● **The task**: Show all lines that include the string "React"; copy each one.

● **Dataset records**:
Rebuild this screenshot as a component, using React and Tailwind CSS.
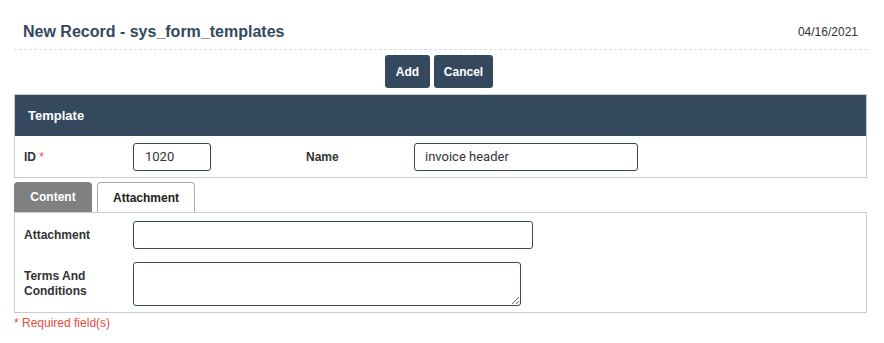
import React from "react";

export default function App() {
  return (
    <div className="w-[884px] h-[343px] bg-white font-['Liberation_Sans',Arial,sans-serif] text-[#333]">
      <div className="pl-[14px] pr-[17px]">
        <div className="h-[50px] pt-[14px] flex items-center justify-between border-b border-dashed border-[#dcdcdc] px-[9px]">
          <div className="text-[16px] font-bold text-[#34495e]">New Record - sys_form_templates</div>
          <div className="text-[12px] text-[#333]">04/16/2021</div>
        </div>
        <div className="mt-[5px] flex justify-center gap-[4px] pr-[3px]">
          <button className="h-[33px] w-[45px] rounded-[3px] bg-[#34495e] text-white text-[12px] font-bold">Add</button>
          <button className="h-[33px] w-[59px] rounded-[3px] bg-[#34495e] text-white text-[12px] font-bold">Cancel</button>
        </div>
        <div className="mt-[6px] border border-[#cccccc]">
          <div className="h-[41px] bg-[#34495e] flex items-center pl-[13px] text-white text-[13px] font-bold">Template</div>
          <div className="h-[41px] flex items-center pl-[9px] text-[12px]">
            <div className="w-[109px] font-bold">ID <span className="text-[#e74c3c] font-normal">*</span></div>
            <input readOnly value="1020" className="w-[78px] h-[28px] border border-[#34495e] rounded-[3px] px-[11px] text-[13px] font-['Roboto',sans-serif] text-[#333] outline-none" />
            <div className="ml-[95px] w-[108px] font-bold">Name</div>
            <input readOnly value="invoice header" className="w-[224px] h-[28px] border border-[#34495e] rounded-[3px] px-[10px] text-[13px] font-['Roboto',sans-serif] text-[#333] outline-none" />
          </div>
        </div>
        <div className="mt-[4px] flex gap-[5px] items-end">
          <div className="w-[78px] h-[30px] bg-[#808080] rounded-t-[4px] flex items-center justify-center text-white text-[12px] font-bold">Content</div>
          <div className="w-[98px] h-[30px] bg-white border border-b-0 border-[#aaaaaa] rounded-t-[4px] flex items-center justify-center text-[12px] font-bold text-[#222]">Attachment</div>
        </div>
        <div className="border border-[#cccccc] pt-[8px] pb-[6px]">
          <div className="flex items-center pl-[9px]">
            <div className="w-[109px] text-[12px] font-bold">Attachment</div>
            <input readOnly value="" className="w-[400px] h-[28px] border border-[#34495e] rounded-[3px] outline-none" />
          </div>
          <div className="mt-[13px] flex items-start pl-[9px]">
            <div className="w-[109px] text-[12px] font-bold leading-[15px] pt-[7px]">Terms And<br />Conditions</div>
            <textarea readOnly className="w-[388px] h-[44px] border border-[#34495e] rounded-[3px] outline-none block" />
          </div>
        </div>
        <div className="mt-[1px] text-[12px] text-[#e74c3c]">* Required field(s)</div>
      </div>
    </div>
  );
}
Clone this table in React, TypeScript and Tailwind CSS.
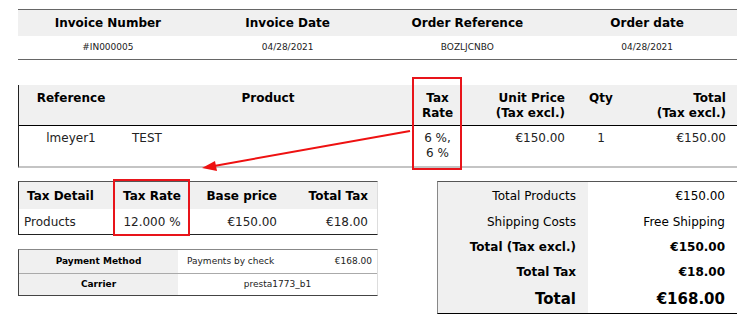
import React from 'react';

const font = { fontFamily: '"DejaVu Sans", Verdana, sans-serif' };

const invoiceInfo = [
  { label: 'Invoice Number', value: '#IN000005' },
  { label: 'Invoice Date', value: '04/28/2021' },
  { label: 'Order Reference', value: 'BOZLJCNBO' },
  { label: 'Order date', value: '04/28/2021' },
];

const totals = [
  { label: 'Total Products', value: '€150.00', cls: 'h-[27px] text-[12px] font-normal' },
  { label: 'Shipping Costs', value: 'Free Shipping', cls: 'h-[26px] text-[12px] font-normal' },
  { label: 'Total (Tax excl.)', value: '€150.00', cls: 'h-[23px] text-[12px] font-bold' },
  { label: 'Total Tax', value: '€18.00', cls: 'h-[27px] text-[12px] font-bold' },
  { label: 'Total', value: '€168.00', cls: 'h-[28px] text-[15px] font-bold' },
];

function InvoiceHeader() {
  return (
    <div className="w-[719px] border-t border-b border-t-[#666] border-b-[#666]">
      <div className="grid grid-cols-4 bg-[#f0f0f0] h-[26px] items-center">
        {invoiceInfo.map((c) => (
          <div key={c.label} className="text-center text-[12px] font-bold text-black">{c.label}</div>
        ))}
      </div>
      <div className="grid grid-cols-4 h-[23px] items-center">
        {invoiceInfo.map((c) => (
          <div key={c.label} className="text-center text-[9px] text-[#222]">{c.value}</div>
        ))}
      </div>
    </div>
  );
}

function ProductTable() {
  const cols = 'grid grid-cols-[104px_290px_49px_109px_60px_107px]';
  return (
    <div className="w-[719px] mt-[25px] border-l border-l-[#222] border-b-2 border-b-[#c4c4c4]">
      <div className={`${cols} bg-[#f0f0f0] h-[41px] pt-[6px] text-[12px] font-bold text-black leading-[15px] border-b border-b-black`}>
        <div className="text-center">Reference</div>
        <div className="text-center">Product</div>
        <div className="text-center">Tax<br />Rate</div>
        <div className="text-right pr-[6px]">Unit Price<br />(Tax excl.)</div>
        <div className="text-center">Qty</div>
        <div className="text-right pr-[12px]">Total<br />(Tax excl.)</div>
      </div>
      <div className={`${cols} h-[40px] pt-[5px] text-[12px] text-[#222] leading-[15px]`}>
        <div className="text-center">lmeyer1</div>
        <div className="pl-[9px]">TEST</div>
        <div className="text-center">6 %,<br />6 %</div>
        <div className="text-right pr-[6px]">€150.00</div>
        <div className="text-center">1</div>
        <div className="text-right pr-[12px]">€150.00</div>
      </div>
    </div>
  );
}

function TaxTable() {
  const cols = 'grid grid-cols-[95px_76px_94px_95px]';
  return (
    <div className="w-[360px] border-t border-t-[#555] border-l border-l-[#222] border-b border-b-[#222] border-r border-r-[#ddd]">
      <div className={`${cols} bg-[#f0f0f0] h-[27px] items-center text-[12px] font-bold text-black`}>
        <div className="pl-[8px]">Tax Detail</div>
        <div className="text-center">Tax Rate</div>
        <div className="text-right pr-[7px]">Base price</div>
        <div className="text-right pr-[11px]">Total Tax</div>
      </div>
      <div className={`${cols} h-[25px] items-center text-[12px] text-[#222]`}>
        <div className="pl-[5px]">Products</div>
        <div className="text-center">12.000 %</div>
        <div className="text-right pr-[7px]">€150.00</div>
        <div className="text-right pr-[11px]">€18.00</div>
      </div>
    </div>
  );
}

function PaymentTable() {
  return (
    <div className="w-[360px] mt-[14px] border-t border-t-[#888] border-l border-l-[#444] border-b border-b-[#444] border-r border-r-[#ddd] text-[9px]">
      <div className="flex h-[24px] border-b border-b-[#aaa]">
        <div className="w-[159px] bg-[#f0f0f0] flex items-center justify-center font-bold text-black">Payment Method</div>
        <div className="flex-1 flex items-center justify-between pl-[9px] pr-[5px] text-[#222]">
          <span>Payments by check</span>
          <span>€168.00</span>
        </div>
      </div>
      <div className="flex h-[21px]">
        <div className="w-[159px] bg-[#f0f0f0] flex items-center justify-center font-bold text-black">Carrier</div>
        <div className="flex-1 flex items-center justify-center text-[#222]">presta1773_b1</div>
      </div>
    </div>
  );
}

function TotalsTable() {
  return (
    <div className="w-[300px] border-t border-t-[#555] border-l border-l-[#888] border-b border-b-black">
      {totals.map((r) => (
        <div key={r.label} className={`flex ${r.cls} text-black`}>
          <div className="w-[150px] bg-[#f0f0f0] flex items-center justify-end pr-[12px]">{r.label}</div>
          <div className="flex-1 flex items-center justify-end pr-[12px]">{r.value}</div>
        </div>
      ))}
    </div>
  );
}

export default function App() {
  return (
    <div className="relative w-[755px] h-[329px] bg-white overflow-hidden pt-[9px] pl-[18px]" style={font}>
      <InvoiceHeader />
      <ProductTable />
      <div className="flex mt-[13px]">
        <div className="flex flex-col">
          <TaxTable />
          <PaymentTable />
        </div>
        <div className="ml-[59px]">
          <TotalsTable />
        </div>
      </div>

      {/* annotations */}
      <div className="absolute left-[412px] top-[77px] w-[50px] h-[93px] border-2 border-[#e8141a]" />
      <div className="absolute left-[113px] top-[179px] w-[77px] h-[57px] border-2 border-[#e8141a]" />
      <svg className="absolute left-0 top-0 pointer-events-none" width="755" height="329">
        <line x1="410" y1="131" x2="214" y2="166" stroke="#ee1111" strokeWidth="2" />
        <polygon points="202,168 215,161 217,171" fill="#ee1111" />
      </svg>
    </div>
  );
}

● **Written answer**:
Rebuild this screenshot as a component, using React and Tailwind CSS.
import React from "react";
Clone this table in React, TypeScript and Tailwind CSS.
import React from 'react';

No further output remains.